1. **Understand the Direction:** From the turning point (0, 1950), the cyclist needs to go $1080 \mathrm{m}$ East and $520 \mathrm{m}$ South to reach the campground.

2. **Use Tangent for the Angle:** We can think of the East direction as a horizontal line. The path to the campground goes $1080 \mathrm{m}$ along this line and then $520 \mathrm{m}$ "down" (South) from it. We want to find the angle this path makes with the East direction.
* We use the tangent function (SOH CAH TOA). Tangent of an angle is the "opposite" side divided by the "adjacent" side.
* The side "opposite" to the angle we're looking for (the South movement) is $520 \mathrm{m}$.
* The side "adjacent" to the angle (the East movement) is $1080 \mathrm{m}$.
* So, $\tan(\text{angle}) = \frac{\text{opposite}}{\text{adjacent}} = \frac{520}{1080}$.
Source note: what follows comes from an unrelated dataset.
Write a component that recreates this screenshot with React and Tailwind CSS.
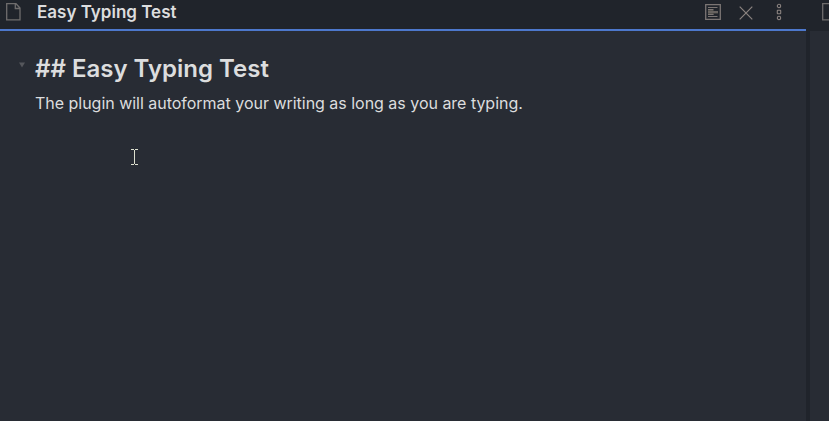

3. **Simplify the Fraction and Find the Angle:**
* $\frac{520}{1080} = \frac{52}{108} = \frac{13}{27}$ (by dividing both by 40).
* So, $\tan(\text{angle}) = \frac{13}{27}$.
* To find the angle itself, we use the "arctangent" function: $\text{angle} = \arctan\left(\frac{13}{27}\right)$.

4. **State the Direction:** Since the cyclist is going East and South, the direction is $\arctan\left(\frac{13}{27}\right)$ degrees South of East.

Alternative answer

Answer:
(a) $40\sqrt{898} \mathrm{m}$
(b) The direction is at an angle South of East, where for every 27 meters traveled East, the cyclist travels 13 meters South. Explain
This is a question about distances and directions, using right triangles and the Pythagorean theorem . The solving step is:

First, I like to imagine the starting point as the center of a big map. Let's call it (0,0).

**1. Finding the Campground's Location:**
* The first cyclist goes 1080 meters due East. So, their temporary position is (1080, 0).
* Then they turn due North and travel 1430 meters. This means the campground (let's call it C) is located at (1080, 1430) on our map.

**2. Finding the Second Cyclist's Turning Point:**
* The second cyclist starts at (0,0) and heads due North for 1950 meters. This is their turning point (let's call it T). So, T is located at (0, 1950) on our map.

**Part (a): How far is the second cyclist from the campground at the turning point?**
* We need to find the straight-line distance from T(0, 1950) to C(1080, 1430).
* Imagine drawing a big right triangle to connect these two points!
* The horizontal (East-West) side of this triangle is the difference in the East coordinates: 1080 (campground's East position) - 0 (turning point's East position) = 1080 meters.
* The vertical (North-South) side of this triangle is the difference in the North coordinates: 1950 (turning point's North position) - 1430 (campground's North position) = 520 meters.
* Now we have a right triangle with legs (the two shorter sides) of 1080m and 520m. We can use the Pythagorean theorem (a² + b² = c²), where 'c' is the hypotenuse (the distance we want to find).
* Distance² = 1080² + 520²
* Distance² = 1,166,400 + 270,400
* Distance² = 1,436,800
* To find the distance, we take the square root of 1,436,800. I noticed that both 1080 and 520 can be divided by 40 (1080 = 40 × 27 and 520 = 40 × 13). This helps simplify the square root!
* Distance = $\sqrt{(40 \times 27)^2 + (40 \times 13)^2}$
* Distance = $\sqrt{40^2 \times (27^2 + 13^2)}$
* Distance = $40 \times \sqrt{729 + 169}$
* Distance = $40 \times \sqrt{898}$ meters.

**Part (b): In what direction must the second cyclist head during the last part of the trip?**
* The cyclist is at T(0, 1950) and needs to go to C(1080, 1430).
* To get from T to C, they need to go 1080 meters East (moving right on our map) and 520 meters South (moving down on our map).
* We want to describe the direction relative to "due East" (which is straight right on our map). Since they are going East and South, their path is generally in the South-East direction.
* To be more precise, we can think about the ratio of how much they travel South for every bit they travel East.
* Ratio = (South distance) / (East distance) = 520 / 1080.
* Let's simplify this fraction by dividing both numbers by 40: (520 ÷ 40) / (1080 ÷ 40) = 13 / 27.
* So, the direction is at an angle where for every 27 meters they travel East, they also travel 13 meters South. We describe this as being "South of East".